Set task ->
Exactly repeat the material, dropping only the pictures.

=-=-=-=-=

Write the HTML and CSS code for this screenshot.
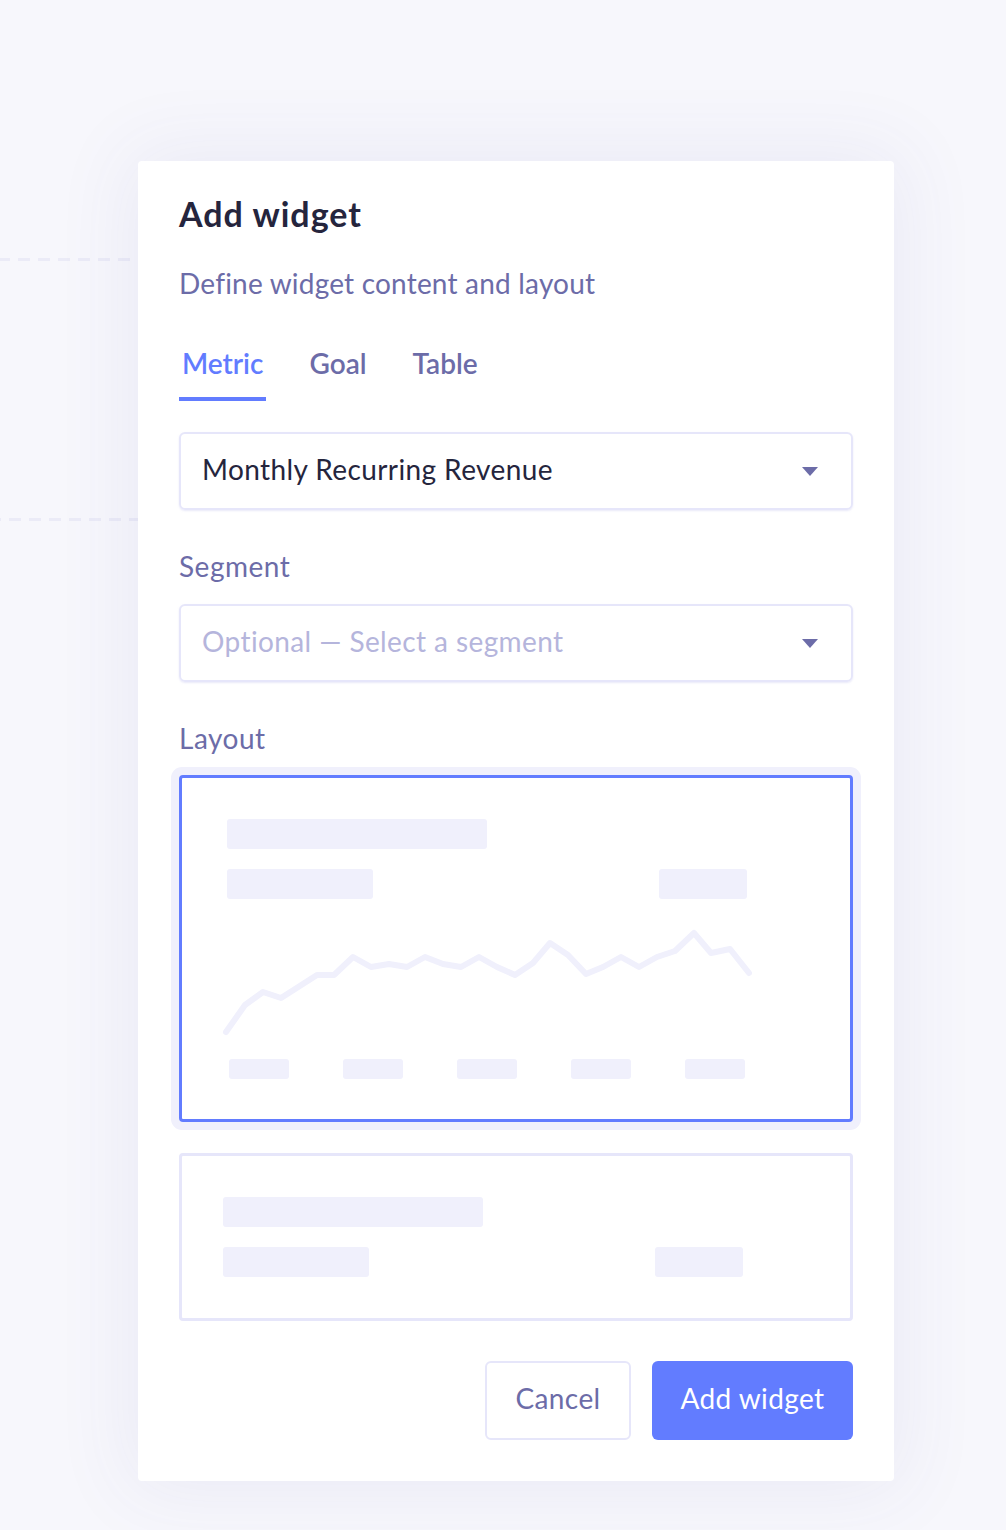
FILE: index.html
```html
<!DOCTYPE html>
<html lang="en">
<head>
    <meta charset="UTF-8">
    <meta name="viewport" content="width=device-width, initial-scale=1.0">
    <title>Add widget</title>
    <link rel="stylesheet" href="styles.css">
</head>
<body>
    <!-- faint grid lines of the dashboard behind the dialog -->
    <div class="grid-line grid-line-top"></div>
    <div class="grid-line grid-line-bottom"></div>

    <div class="dialog">
        <h1 class="dialog-title">Add widget</h1>
        <p class="dialog-subtitle">Define widget content and layout</p>

        <div class="tabs">
            <button class="tab active">Metric</button>
            <button class="tab">Goal</button>
            <button class="tab">Table</button>
        </div>

        <div class="select">
            <span class="select-value">Monthly Recurring Revenue</span>
            <svg class="caret" width="16" height="9" viewBox="0 0 16 9"><path d="M0 0h16l-8 9z"/></svg>
        </div>

        <label class="field-label">Segment</label>
        <div class="select">
            <span class="select-value placeholder">Optional — Select a segment</span>
            <svg class="caret" width="16" height="9" viewBox="0 0 16 9"><path d="M0 0h16l-8 9z"/></svg>
        </div>

        <label class="field-label">Layout</label>

        <div class="layout-option selected">
            <div class="skeleton-row">
                <div class="bone bone-wide"></div>
            </div>
            <div class="skeleton-row split">
                <div class="bone bone-mid"></div>
                <div class="bone bone-short"></div>
            </div>
            <svg class="sparkline" width="534" height="110" viewBox="0 0 534 110">
                <polyline points="3,107 22,80 40,67 58,73 94,50 111,50 130,32 148,42 166,39 184,42 202,32 220,39 238,42 256,32 274,42 292,50 310,38 327,18 345,30 363,49 380,42 398,32 416,42 434,32 452,26 471,8 488,28 507,24 526,48"/>
            </svg>
            <div class="axis">
                <div class="bone tick"></div>
                <div class="bone tick"></div>
                <div class="bone tick"></div>
                <div class="bone tick"></div>
                <div class="bone tick"></div>
            </div>
        </div>

        <div class="layout-option">
            <div class="skeleton-row">
                <div class="bone bone-wide"></div>
            </div>
            <div class="skeleton-row split">
                <div class="bone bone-mid"></div>
                <div class="bone bone-short"></div>
            </div>
        </div>

        <div class="actions">
            <button class="btn btn-secondary">Cancel</button>
            <button class="btn btn-primary">Add widget</button>
        </div>
    </div>
</body>
</html>
```

FILE: styles.css
```css
body {
    margin: 0;
    min-height: 1530px;
    background-color: #f7f7fc;
    font-family: Lato, "Open Sans", sans-serif;
    color: #25253d;
    position: relative;
    overflow: hidden;
}
.grid-line {
    position: absolute;
    left: 0;
    width: 140px;
    height: 3px;
    background: repeating-linear-gradient(90deg, #ebebf7 0 12px, transparent 12px 20px);
}
.grid-line-top {
    top: 258px;
    background-position: -2px 0;
}
.grid-line-bottom {
    top: 518px;
    background-position: 9px 0;
}
.dialog {
    position: relative;
    box-sizing: border-box;
    width: 756px;
    margin: 161px 0 0 138px;
    padding: 33px 41px 41px;
    background-color: #fff;
    border-radius: 4px;
    box-shadow: 0 0 80px 10px rgba(72, 72, 150, 0.07);
}
.dialog-title {
    margin: 0;
    font-size: 34px;
    line-height: 40px;
    font-weight: 700;
    letter-spacing: 1px;
    color: #25253d;
}
.dialog-subtitle {
    margin: 31px 0 0;
    font-size: 28px;
    line-height: 36px;
    letter-spacing: 0.2px;
    color: #6c6ca8;
}
.tabs {
    display: flex;
    gap: 40px;
    margin-top: 44px;
}
.tab {
    padding: 0 3px 16px;
    border: 0;
    border-bottom: 4px solid transparent;
    background: none;
    font-family: inherit;
    font-size: 28px;
    line-height: 36px;
    font-weight: 600;
    color: #6c6ca8;
    cursor: pointer;
}
.tab.active {
    color: #627cff;
    border-bottom-color: #627cff;
}
.select {
    display: flex;
    align-items: center;
    justify-content: space-between;
    box-sizing: border-box;
    height: 78px;
    margin-top: 31px;
    padding: 0 33px 5px 21px;
    border: 2px solid #e6e6fa;
    border-radius: 6px;
    box-shadow: 0 1px 2px rgba(200, 200, 240, 0.4);
}
.select-value {
    font-size: 28px;
    line-height: 28px;
    letter-spacing: 0.4px;
    color: #25253d;
}
.select-value.placeholder {
    color: #b5b5dc;
}
.caret {
    margin-top: 5px;
    fill: #6c6ca8;
}
.field-label {
    display: block;
    margin-top: 38px;
    font-size: 28px;
    line-height: 36px;
    letter-spacing: 0.5px;
    color: #6c6ca8;
}
.field-label + .select {
    margin-top: 20px;
}
.select + .field-label + .layout-option {
    margin-top: 19px;
}
.layout-option {
    box-sizing: border-box;
    margin-top: 31px;
    padding: 41px;
    border: 3px solid #e6e6fa;
    border-radius: 4px;
}
.layout-option.selected {
    padding-left: 45px;
    padding-bottom: 40px;
    border-color: #627cff;
    box-shadow: 0 0 0 8px #f0f0fc;
}
.skeleton-row {
    display: flex;
    width: 520px;
}
.skeleton-row + .skeleton-row {
    margin-top: 20px;
}
.skeleton-row.split {
    justify-content: space-between;
}
.bone {
    height: 30px;
    background-color: #f0f0fc;
    border-radius: 3px;
}
.bone-wide { width: 260px; }
.bone-mid { width: 146px; }
.bone-short { width: 88px; }
.sparkline {
    display: block;
    margin: 26px 0 0 -4px;
    overflow: visible;
}
.sparkline polyline {
    fill: none;
    stroke: #f0f0fc;
    stroke-width: 6;
    stroke-linejoin: round;
    stroke-linecap: round;
}
.axis {
    display: flex;
    gap: 54px;
    margin-top: 24px;
    padding-left: 2px;
}
.bone.tick {
    width: 60px;
    height: 20px;
}
.actions {
    display: flex;
    justify-content: flex-end;
    gap: 21px;
    margin-top: 40px;
}
.btn {
    box-sizing: border-box;
    height: 79px;
    padding: 0 0 5px;
    border-radius: 6px;
    font-family: inherit;
    font-size: 28px;
    letter-spacing: 0.4px;
    cursor: pointer;
}
.btn-secondary {
    width: 146px;
    border: 2px solid #e6e6fa;
    background-color: #fff;
    color: #6c6ca8;
}
.btn-primary {
    width: 201px;
    border: 0;
    background-color: #627cff;
    color: #fff;
}
```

=-=-=-=-=

Task answer ->
Write the HTML and CSS code for this screenshot.
FILE: index.html
```html
<!DOCTYPE html>
<html lang="en">
<head>
    <meta charset="UTF-8">
    <meta name="viewport" content="width=device-width, initial-scale=1.0">
    <title>Add widget</title>
    <link rel="stylesheet" href="styles.css">
</head>
<body>
    <!-- faint grid lines of the dashboard behind the dialog -->
    <div class="grid-line grid-line-top"></div>
    <div class="grid-line grid-line-bottom"></div>

    <div class="dialog">
        <h1 class="dialog-title">Add widget</h1>
        <p class="dialog-subtitle">Define widget content and layout</p>

        <div class="tabs">
            <button class="tab active">Metric</button>
            <button class="tab">Goal</button>
            <button class="tab">Table</button>
        </div>

        <div class="select">
            <span class="select-value">Monthly Recurring Revenue</span>
            <svg class="caret" width="16" height="9" viewBox="0 0 16 9"><path d="M0 0h16l-8 9z"/></svg>
        </div>

        <label class="field-label">Segment</label>
        <div class="select">
            <span class="select-value placeholder">Optional — Select a segment</span>
            <svg class="caret" width="16" height="9" viewBox="0 0 16 9"><path d="M0 0h16l-8 9z"/></svg>
        </div>

        <label class="field-label">Layout</label>

        <div class="layout-option selected">
            <div class="skeleton-row">
                <div class="bone bone-wide"></div>
            </div>
            <div class="skeleton-row split">
                <div class="bone bone-mid"></div>
                <div class="bone bone-short"></div>
            </div>
            <svg class="sparkline" width="534" height="110" viewBox="0 0 534 110">
                <polyline points="3,107 22,80 40,67 58,73 94,50 111,50 130,32 148,42 166,39 184,42 202,32 220,39 238,42 256,32 274,42 292,50 310,38 327,18 345,30 363,49 380,42 398,32 416,42 434,32 452,26 471,8 488,28 507,24 526,48"/>
            </svg>
            <div class="axis">
                <div class="bone tick"></div>
                <div class="bone tick"></div>
                <div class="bone tick"></div>
                <div class="bone tick"></div>
                <div class="bone tick"></div>
            </div>
        </div>

        <div class="layout-option">
            <div class="skeleton-row">
                <div class="bone bone-wide"></div>
            </div>
            <div class="skeleton-row split">
                <div class="bone bone-mid"></div>
                <div class="bone bone-short"></div>
            </div>
        </div>

        <div class="actions">
            <button class="btn btn-secondary">Cancel</button>
            <button class="btn btn-primary">Add widget</button>
        </div>
    </div>
</body>
</html>
```

FILE: styles.css
```css
body {
    margin: 0;
    min-height: 1530px;
    background-color: #f7f7fc;
    font-family: Lato, "Open Sans", sans-serif;
    color: #25253d;
    position: relative;
    overflow: hidden;
}
.grid-line {
    position: absolute;
    left: 0;
    width: 140px;
    height: 3px;
    background: repeating-linear-gradient(90deg, #ebebf7 0 12px, transparent 12px 20px);
}
.grid-line-top {
    top: 258px;
    background-position: -2px 0;
}
.grid-line-bottom {
    top: 518px;
    background-position: 9px 0;
}
.dialog {
    position: relative;
    box-sizing: border-box;
    width: 756px;
    margin: 161px 0 0 138px;
    padding: 33px 41px 41px;
    background-color: #fff;
    border-radius: 4px;
    box-shadow: 0 0 80px 10px rgba(72, 72, 150, 0.07);
}
.dialog-title {
    margin: 0;
    font-size: 34px;
    line-height: 40px;
    font-weight: 700;
    letter-spacing: 1px;
    color: #25253d;
}
.dialog-subtitle {
    margin: 31px 0 0;
    font-size: 28px;
    line-height: 36px;
    letter-spacing: 0.2px;
    color: #6c6ca8;
}
.tabs {
    display: flex;
    gap: 40px;
    margin-top: 44px;
}
.tab {
    padding: 0 3px 16px;
    border: 0;
    border-bottom: 4px solid transparent;
    background: none;
    font-family: inherit;
    font-size: 28px;
    line-height: 36px;
    font-weight: 600;
    color: #6c6ca8;
    cursor: pointer;
}
.tab.active {
    color: #627cff;
    border-bottom-color: #627cff;
}
.select {
    display: flex;
    align-items: center;
    justify-content: space-between;
    box-sizing: border-box;
    height: 78px;
    margin-top: 31px;
    padding: 0 33px 5px 21px;
    border: 2px solid #e6e6fa;
    border-radius: 6px;
    box-shadow: 0 1px 2px rgba(200, 200, 240, 0.4);
}
.select-value {
    font-size: 28px;
    line-height: 28px;
    letter-spacing: 0.4px;
    color: #25253d;
}
.select-value.placeholder {
    color: #b5b5dc;
}
.caret {
    margin-top: 5px;
    fill: #6c6ca8;
}
.field-label {
    display: block;
    margin-top: 38px;
    font-size: 28px;
    line-height: 36px;
    letter-spacing: 0.5px;
    color: #6c6ca8;
}
.field-label + .select {
    margin-top: 20px;
}
.select + .field-label + .layout-option {
    margin-top: 19px;
}
.layout-option {
    box-sizing: border-box;
    margin-top: 31px;
    padding: 41px;
    border: 3px solid #e6e6fa;
    border-radius: 4px;
}
.layout-option.selected {
    padding-left: 45px;
    padding-bottom: 40px;
    border-color: #627cff;
    box-shadow: 0 0 0 8px #f0f0fc;
}
.skeleton-row {
    display: flex;
    width: 520px;
}
.skeleton-row + .skeleton-row {
    margin-top: 20px;
}
.skeleton-row.split {
    justify-content: space-between;
}
.bone {
    height: 30px;
    background-color: #f0f0fc;
    border-radius: 3px;
}
.bone-wide { width: 260px; }
.bone-mid { width: 146px; }
.bone-short { width: 88px; }
.sparkline {
    display: block;
    margin: 26px 0 0 -4px;
    overflow: visible;
}
.sparkline polyline {
    fill: none;
    stroke: #f0f0fc;
    stroke-width: 6;
    stroke-linejoin: round;
    stroke-linecap: round;
}
.axis {
    display: flex;
    gap: 54px;
    margin-top: 24px;
    padding-left: 2px;
}
.bone.tick {
    width: 60px;
    height: 20px;
}
.actions {
    display: flex;
    justify-content: flex-end;
    gap: 21px;
    margin-top: 40px;
}
.btn {
    box-sizing: border-box;
    height: 79px;
    padding: 0 0 5px;
    border-radius: 6px;
    font-family: inherit;
    font-size: 28px;
    letter-spacing: 0.4px;
    cursor: pointer;
}
.btn-secondary {
    width: 146px;
    border: 2px solid #e6e6fa;
    background-color: #fff;
    color: #6c6ca8;
}
.btn-primary {
    width: 201px;
    border: 0;
    background-color: #627cff;
    color: #fff;
}
```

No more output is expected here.